SINGAPORE – A total of 30,969 dengue cases have been reported here so far in 2022, as at last Friday – almost six times that of the whole of 2021.
Weekly figures also remain high, leading the authorities to warn that the elevated numbers could portend another outbreak in 2023.
In an update on the dengue situation on Monday, the National Environment Agency (NEA) said that although weekly dengue cases had declined by about 80 per cent from the peak in May, when they hit a high of 1,568, the current tally of between 200 and 300 new cases each week was still high for this time of year.
This was about 20 per cent more than the average number of cases reported for the same period in the preceding three years, it added.
“A rise in the high number of dengue cases this time of year could result in Singapore entering the following year with an atypically large number of dengue cases,” said the agency.

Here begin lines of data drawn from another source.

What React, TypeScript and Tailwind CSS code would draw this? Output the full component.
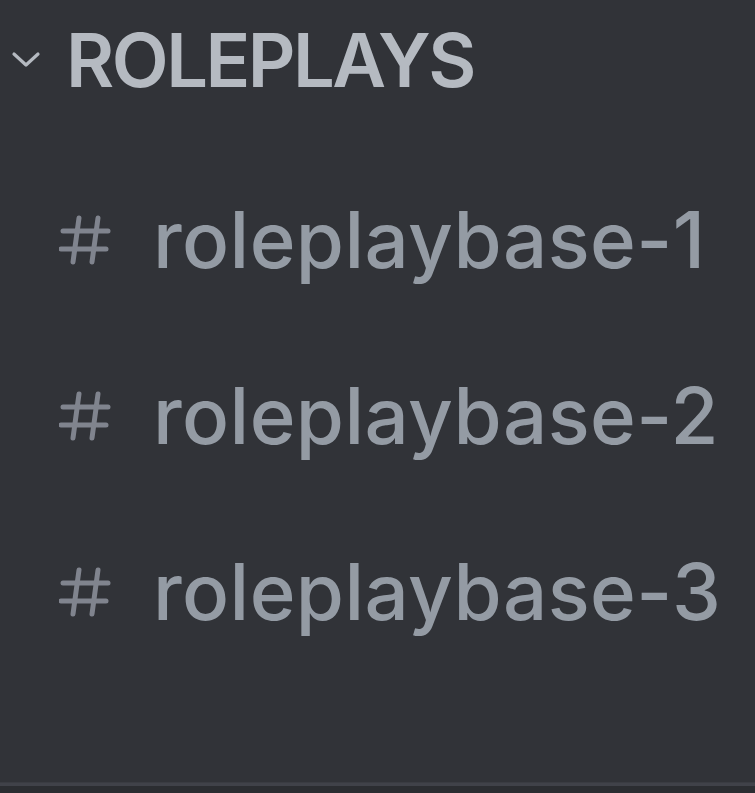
const channels = ["roleplaybase-1", "roleplaybase-2", "roleplaybase-3"]

function Chevron() {
    return (
        <svg width="30" height="18" viewBox="0 0 30 18" fill="none">
            <path d="M3 3 L15 14 L27 3" stroke="#b5bac1" strokeWidth="3.2" strokeLinecap="round" strokeLinejoin="round" />
        </svg>
    )
}

function Hash() {
    return (
        <svg width="52" height="50" viewBox="0 0 52 50" fill="none">
            <g stroke="#80848e" strokeWidth="5" strokeLinecap="round">
                <path d="M20 3 L14 47" />
                <path d="M39 3 L33 47" />
                <path d="M4 16 L49 16" />
                <path d="M2 34 L47 34" />
            </g>
        </svg>
    )
}

export default function App() {
    return (
        <div className="w-[755px] h-[793px] flex flex-col bg-[#313338]" style={{ fontFamily: "Inter, 'Noto Sans', sans-serif" }}>
            <div className="flex-1">
                <div className="flex items-center h-[120px] pl-[11px]">
                    <Chevron />
                    <span className="ml-[25px] text-[74px] font-semibold leading-none text-[#b5bac1] tracking-[-2.5px]">ROLEPLAYS</span>
                </div>
                <div className="flex flex-col pt-[32px]">
                    {channels.map((name) => (
                        <div key={name} className="flex items-center h-[176px] pl-[59px]">
                            <Hash />
                            <span className="ml-[42px] text-[78px] font-medium leading-none text-[#949ba4] tracking-[0.4px]">{name}</span>
                        </div>
                    ))}
                </div>
            </div>
            <div className="h-[1px] bg-[#3a3c42]" />
            <div className="h-[3px] bg-[#404249]" />
            <div className="h-[7px] bg-[#2b2d31]" />
        </div>
    )
}
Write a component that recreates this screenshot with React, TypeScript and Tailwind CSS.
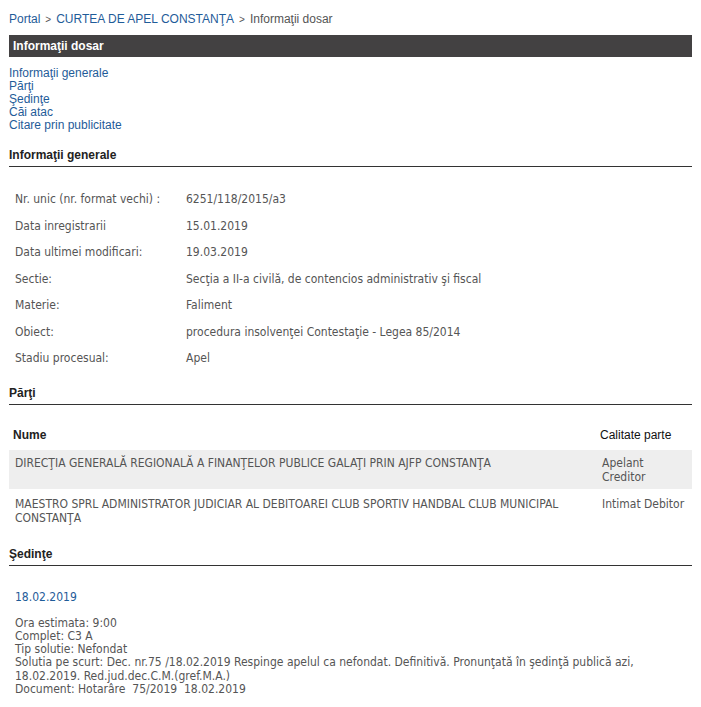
import React from "react";

const body = "font-['DejaVu_Sans_Condensed','DejaVu_Sans',sans-serif] text-[12px] text-[#555]";
const arial = "font-['Liberation_Sans',Arial,sans-serif]";

function SectionHead({ title, className = "" }: { title: string; className?: string }) {
  return (
    <div className={`${arial} text-[12px] font-bold text-[#222] border-b border-[#333] pb-[4px] leading-[14px] ${className}`}>
      {title}
    </div>
  );
}

const info: [string, string][] = [
  ["Nr. unic (nr. format vechi) :", "6251/118/2015/a3"],
  ["Data inregistrarii", "15.01.2019"],
  ["Data ultimei modificari:", "19.03.2019"],
  ["Sectie:", "Secţia a II-a civilă, de contencios administrativ şi fiscal"],
  ["Materie:", "Faliment"],
  ["Obiect:", "procedura insolvenţei Contestaţie - Legea 85/2014"],
  ["Stadiu procesual:", "Apel"],
];

export default function App() {
  return (
    <div className="bg-white w-[701px] min-h-[707px] pl-[9px] pr-[9px] pt-[12px]">
      <div className={`${arial} text-[12px] leading-[15px] text-[#555] flex items-baseline gap-[5px]`}>
        <span className="text-[#1f5c99]">Portal</span>
        <span className="text-[10px]">&gt;</span>
        <span className="text-[#1f5c99]">CURTEA DE APEL CONSTANŢA</span>
        <span className="text-[10px]">&gt;</span>
        <span>Informaţii dosar</span>
      </div>
      <div className={`${arial} mt-[8px] h-[22px] bg-[#434142] text-white font-bold text-[12px] leading-[22px] pl-[4px]`}>
        Informaţii dosar
      </div>
      <div className={`${arial} mt-[10px] flex flex-col text-[12px] leading-[13px] text-[#1f5c99]`}>
        <span>Informaţii generale</span>
        <span>Părţi</span>
        <span>Şedinţe</span>
        <span>Căi atac</span>
        <span>Citare prin publicitate</span>
      </div>

      <SectionHead title="Informaţii generale" className="mt-[16px]" />
      <div className={`${body} mt-[19px] flex flex-col`}>
        {info.map(([k, v]) => (
          <div key={k} className="flex h-[26.5px] items-center pl-[6px]">
            <div className="w-[171px] shrink-0">{k}</div>
            <div>{v}</div>
          </div>
        ))}
      </div>

      <SectionHead title="Părţi" className="mt-[14px]" />
      <div className="mt-[16px]">
        <div className={`${arial} flex text-[12px] font-bold text-[#222] h-[29px] items-center`}>
          <div className="flex-1 pl-[4px]">Nume</div>
          <div className="w-[92px] font-normal text-[#111]">Calitate parte</div>
        </div>
        <div className={`${body} flex bg-[#eeeeee] leading-[14px] pt-[6px] h-[39px]`}>
          <div className="flex-1 pl-[6px] pr-[20px]">DIRECŢIA GENERALĂ REGIONALĂ A FINANŢELOR PUBLICE GALAŢI PRIN AJFP CONSTANŢA</div>
          <div className="w-[92px] pl-[2px]">Apelant<br />Creditor</div>
        </div>
        <div className={`${body} flex leading-[14px] pt-[8px] h-[44px]`}>
          <div className="flex-1 pl-[6px] pr-[20px]">MAESTRO SPRL ADMINISTRATOR JUDICIAR AL DEBITOAREI CLUB SPORTIV HANDBAL CLUB MUNICIPAL CONSTANŢA</div>
          <div className="w-[92px] pl-[2px]">Intimat Debitor</div>
        </div>
      </div>

      <SectionHead title="Şedinţe" className="mt-[14px]" />
      <div className={`${body} pl-[6px] mt-[24px]`}>
        <div className="text-[#1f5c99] leading-[14px]">18.02.2019</div>
        <div className="mt-[13px] leading-[13.3px]">
          <div>Ora estimata: 9:00</div>
          <div>Complet: C3 A</div>
          <div>Tip solutie: Nefondat</div>
          <div className="pr-[40px]">Solutia pe scurt: Dec. nr.75 /18.02.2019 Respinge apelul ca nefondat. Definitivă. Pronunţată în şedinţă publică azi, 18.02.2019. Red.jud.dec.C.M.(gref.M.A.)</div>
          <div>Document: Hotarâre&nbsp;&nbsp;75/2019&nbsp;&nbsp;18.02.2019</div>
        </div>
      </div>
    </div>
  );
}
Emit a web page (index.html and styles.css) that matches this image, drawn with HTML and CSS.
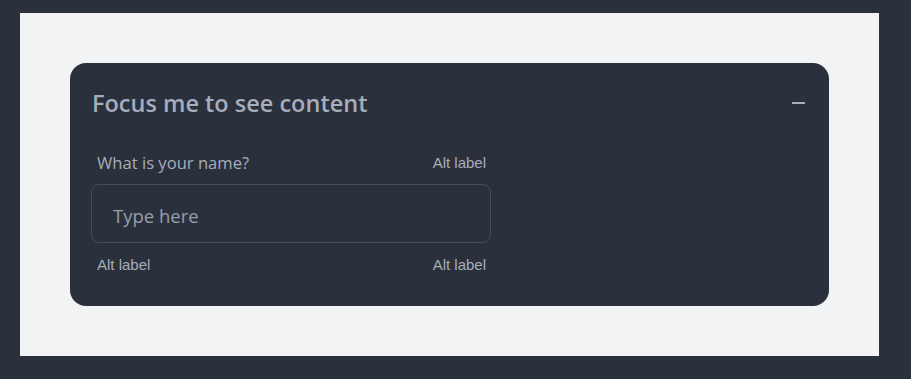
FILE: index.html
```html
<!DOCTYPE html>
<html>
<head>
<meta charset="utf-8">
<link rel="stylesheet" href="styles.css">
</head>
<body>
<div class="panel">
  <div class="card">
    <div class="title-row">
      <div class="title">Focus me to see content</div>
      <div class="minus"></div>
    </div>
    <div class="content">
      <div class="form-control">
        <div class="label-row top">
          <span class="label-main">What is your name?</span>
          <span class="label-alt">Alt label</span>
        </div>
        <div class="input"><span class="placeholder">Type here</span></div>
        <div class="label-row bottom">
          <span class="label-alt">Alt label</span>
          <span class="label-alt">Alt label</span>
        </div>
      </div>
    </div>
  </div>
</div>
</body>
</html>
```

FILE: styles.css
```css
html, body {
  margin: 0;
  padding: 0;
  background: #2a303c;
  font-family: "Open Sans", "Noto Sans", sans-serif;
}
body {
  padding: 13px 0 0 20px;
}
.panel {
  width: 859px;
  height: 343px;
  box-sizing: border-box;
  background: #f2f3f5;
  padding: 50px;
}
.card {
  width: 759px;
  height: 243px;
  box-sizing: border-box;
  background: #2a303c;
  border-radius: 16px;
  padding: 0 24px 0 21px;
  color: #a6adbb;
}
.title-row {
  height: 80px;
  display: flex;
  align-items: center;
  justify-content: space-between;
  padding-left: 1px;
}
.title {
  font-size: 23.5px;
  font-weight: 600;
  line-height: 30px;
}
.minus {
  width: 13px;
  height: 2px;
  background: #a6adbb;
}
.form-control {
  width: 400px;
}
.label-row {
  display: flex;
  justify-content: space-between;
  align-items: center;
  padding: 0 5px 0 6px;
}
.label-row.top {
  height: 38px;
  margin-bottom: 3px;
}
.label-row.bottom {
  height: 42px;
}
.label-main {
  font-size: 16.6px;
}
.label-alt {
  font-family: "Liberation Sans", Arial, sans-serif;
  font-size: 15px;
}
.input {
  height: 59px;
  box-sizing: border-box;
  border: 1px solid #474d59;
  border-radius: 8px;
  display: flex;
  align-items: center;
  padding: 3px 0 0 21px;
}
.placeholder {
  font-size: 18.5px;
  color: #979eab;
}
```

It noted that when year-end dengue numbers rose in 2019 and 2021, the Republic saw large outbreaks in the following years.
Dengue cases hit a record high of 35,315 cases in 2020, but went down to 5,258 in 2021.
The NEA has attributed the high number of cases in 2022 to the DenV-3 strain of dengue, which the population here has lower immunity against.
On Monday, it said that as at last Friday, it had closed about 97 per cent, or 2,959, of the 3,028 dengue clusters here that had emerged since the start of the year.
Some 69 dengue clusters still remain, the agency said.
“Clusters with a relatively fast rate of dengue transmission continued to surface – such as the 37-case cluster at Pasir Ris Street 71 and the 19-case cluster at Jurong East Avenue 1,” it said, adding that most mosquito breeding habitats in these areas were found inside homes. The two clusters are still active, according to NEA’s website.
Between January and November this year, the NEA conducted some 841,000 dengue inspections islandwide, including about 5,200 checks at construction sites.
About 21,300 breeding areas for the dengue-spreading Aedes mosquito were found during these checks, it said.
The NEA also issued fines to 3,500 households for mosquito breeding during that period.
In July 2020, heavier penalties were introduced for mosquito breeding in homes, with households facing a fine of up to $5,000 or a jail term of up to three months, or both, for third and subsequent offences. Since that time, the agency has detected multiple mosquito breeding habitats in 1,470 of residences inspected, and repeated mosquito breeding in about 1,890 households.
NEA also issued 119 stop-work orders to construction sites this year, and charged 61 contractors in court with poor housekeeping and mosquito breeding.
Sixteen contractors received repeated stop-work orders.
The NEA urged those planning to travel during the year-end holidays to mosquito-proof their homes, such as by covering all toilet bowls in their homes, sealing off overflow pipes of flushing cisterns, and adding BTI insecticide – Bacillus thuringiensis israelensis, a bacterial toxin that kills mosquito larvae – to places where mosquitoes could potentially breed.